Definitely. One of the biggest goals was moving beyond a single successful image. We wanted creatures to feel like a consistent species that could exist across multiple views, lighting conditions, poses, and environments while still maintaining a recognisable identity. Through iterative refinement and controlled workflows, and custom-trained AI models, each creature gradually developed a more stable visual identity. Once a species became consistent enough, we could effectively “clone” it across a tank, creating populations that felt recognisable, but subtly unique, as in the natural world. That shift from isolated outputs to repeatable, developable assets became a really important part of the project.
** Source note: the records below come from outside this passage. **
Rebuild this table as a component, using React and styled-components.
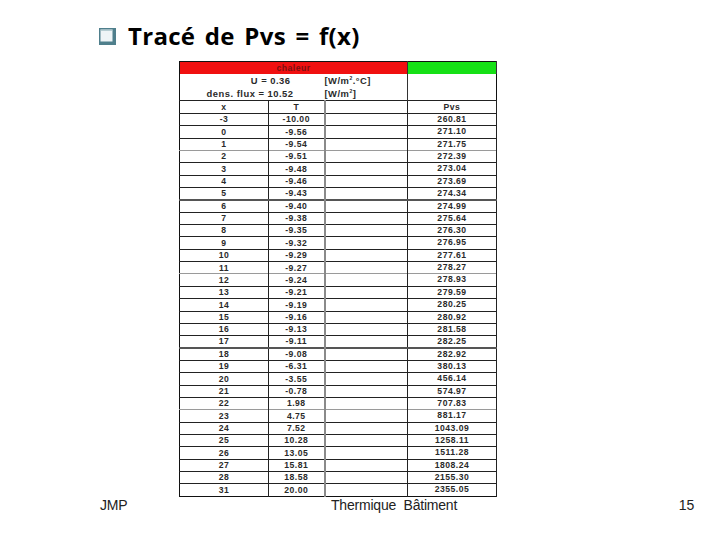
import styled, { createGlobalStyle } from 'styled-components';

const GlobalStyle = createGlobalStyle`
	html, body {
		margin: 0;
		padding: 0;
		background: #fff;
	}
	body {
		font-family: 'Liberation Sans', Arial, sans-serif;
	}
`;

const Slide = styled.div`
	width: 720px;
	height: 540px;
	display: flex;
	flex-direction: column;
	overflow: hidden;
	background: #fff;
`;

const TitleRow = styled.div`
	display: flex;
	align-items: flex-start;
	gap: 12px;
	padding: 20px 0 0 99px;
	box-sizing: border-box;
	height: 61px;
`;

const TitleText = styled.h1`
	margin: -1px 0 0;
	font-family: 'Open Sans', 'DejaVu Sans', sans-serif;
	font-weight: 700;
	font-size: 24px;
	letter-spacing: 0.3px;
	word-spacing: 3px;
	color: #000;
`;

const BulletBox = styled.div`
	padding-top: 8px;
	line-height: 0;
`;

const TableWrap = styled.div`
	padding-left: 179px;
`;

const Grid = styled.table`
	border-collapse: collapse;
	table-layout: fixed;
	width: 317px;
	border: 1px solid #111;
	font-weight: 700;
	font-size: 8.6px;
	letter-spacing: 0.5px;
	line-height: 1;
	color: #2a2a2a;
	td {
		padding: 0;
		white-space: nowrap;
	}
`;

const Band = styled.td`
	height: 12px;
	background: ${(p) => p.$color};
	color: #7a1010;
	text-align: center;
	border-right: 1px solid #333;
`;

const InfoCell = styled.td`
	height: ${(p) => p.$h}px;
	text-align: ${(p) => p.$align || 'left'};
	padding-right: ${(p) => p.$pr || 0}px !important;
	font-size: 9.4px;
	border-right: ${(p) => (p.$line ? '1px solid #333' : 'none')};
`;

const Row = styled.tr`
	height: ${(p) => p.$h || 12.35}px;
	border-top: ${(p) => p.$top};
`;

const Cell = styled.td`
	text-align: center;
	vertical-align: ${(p) => (p.$up ? 'top' : 'middle')};
	padding-top: ${(p) => (p.$up ? '1px' : '0')} !important;
	border-right: ${(p) => p.$right || '1px solid #222'};
`;

const Footer = styled.div`
	display: grid;
	grid-template-columns: 231px 1fr auto;
	align-items: start;
	padding: 0 26px 0 100px;
	height: 24px;
	font-family: 'Liberation Sans', Arial, sans-serif;
	font-size: 14px;
	letter-spacing: -0.2px;
	color: #222;
`;

const Bullet = () => (
	<svg width="17" height="17" viewBox="0 0 17 17">
		<rect x="0" y="0" width="17" height="17" fill="#4f7f8c" />
		<rect x="1.5" y="1.5" width="12" height="12" fill="#eef4f6" />
		<rect x="1.5" y="1.5" width="12" height="1.2" fill="#9fbcc4" />
	</svg>
);

const rows = [
	['-3', '-10.00', '260.81'],
	['0', '-9.56', '271.10'],
	['1', '-9.54', '271.75'],
	['2', '-9.51', '272.39'],
	['3', '-9.48', '273.04'],
	['4', '-9.46', '273.69'],
	['5', '-9.43', '274.34'],
	['6', '-9.40', '274.99'],
	['7', '-9.38', '275.64'],
	['8', '-9.35', '276.30'],
	['9', '-9.32', '276.95'],
	['10', '-9.29', '277.61'],
	['11', '-9.27', '278.27'],
	['12', '-9.24', '278.93'],
	['13', '-9.21', '279.59'],
	['14', '-9.19', '280.25'],
	['15', '-9.16', '280.92'],
	['16', '-9.13', '281.58'],
	['17', '-9.11', '282.25'],
	['18', '-9.08', '282.92'],
	['19', '-6.31', '380.13'],
	['20', '-3.55', '456.14'],
	['21', '-0.78', '574.97'],
	['22', '1.98', '707.83'],
	['23', '4.75', '881.17'],
	['24', '7.52', '1043.09'],
	['25', '10.28', '1258.11'],
	['26', '13.05', '1511.28'],
	['27', '15.81', '1808.24'],
	['28', '18.58', '2155.30'],
	['31', '20.00', '2355.05'],
];

// scanned sheet: some separators are grey, two are heavier
const lineFor = (i) => {
	if (i === 7 || i === 19) return '2px solid #555';
	if (i === 13 || i === 24 || i === 3) return '1px solid #9a9a9a';
	return '1px solid #222';
};

export default function App() {
	return (
		<Slide>
			<GlobalStyle />
			<TitleRow>
				<BulletBox>
					<Bullet />
				</BulletBox>
				<TitleText>Tracé de Pvs = f(x)</TitleText>
			</TitleRow>
			<TableWrap>
				<Grid>
					<colgroup>
						<col style={{ width: 89 }} />
						<col style={{ width: 56 }} />
						<col style={{ width: 83 }} />
						<col style={{ width: 89 }} />
					</colgroup>
					<tbody>
						<tr>
							<Band colSpan={3} $color='#f01010'>chaleur</Band>
							<Band $color='#16e016' />
						</tr>
						<tr>
							<InfoCell colSpan={2} $h={14} $align='right' $pr={34}>U = 0.36</InfoCell>
							<InfoCell $h={14} $line>[W/m<sup style={{ fontSize: 5 }}>2</sup>.°C]</InfoCell>
							<InfoCell $h={14} />
						</tr>
						<tr>
							<InfoCell colSpan={2} $h={12} $align='right' $pr={31}>dens. flux = 10.52</InfoCell>
							<InfoCell $h={12} $line>[W/m<sup style={{ fontSize: 5 }}>2</sup>]</InfoCell>
							<InfoCell $h={12} />
						</tr>
						<Row $h={13} $top='1px solid #222'>
							<Cell>x</Cell>
							<Cell $right='2px solid #8a8a8a'>T</Cell>
							<Cell />
							<Cell>Pvs</Cell>
						</Row>
						{rows.map(([x, t, p], i) => (
							<Row key={x} $top={lineFor(i)}>
								<Cell>{x}</Cell>
								<Cell $right='2px solid #8a8a8a'>{t}</Cell>
								<Cell />
								<Cell $up>{p}</Cell>
							</Row>
						))}
					</tbody>
				</Grid>
			</TableWrap>
			<Footer>
				<span>JMP</span>
				<span>Thermique&nbsp; Bâtiment</span>
				<span>15</span>
			</Footer>
		</Slide>
	);
}
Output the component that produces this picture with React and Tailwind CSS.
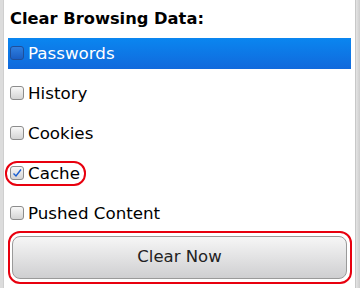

How did CGI fit into the process?

CGI became an important bridge between exploration and control. Once stronger creature designs emerged, selected specimens were translated into 3D. This helped validate their overall structure, proportions, and anatomy from multiple angles, while also allowing us to refine poses, camera perspectives, and integration within the aquarium environments. Importantly, the process wasn’t a one-way transition from AI into CGI. Once posed and refined in 3D, the creatures could then be reintroduced back into our AI workflows, where textures, lighting, atmosphere, and motion could continue evolving while maintaining a stronger sense of consistency and control.

What did the project ultimately become?

AIquarium evolved into much more than a creature experiment. It became a proof of concept for a broader AI-supported creature pipeline, connecting character design, concept exploration, realism refinement, consistency solving, 3D translation, environment building, and motion development into one connected workflow. More importantly, it allowed us to develop new tools, workflows, and production experience that can now be applied to future live projects with far greater confidence, control, and creative flexibility.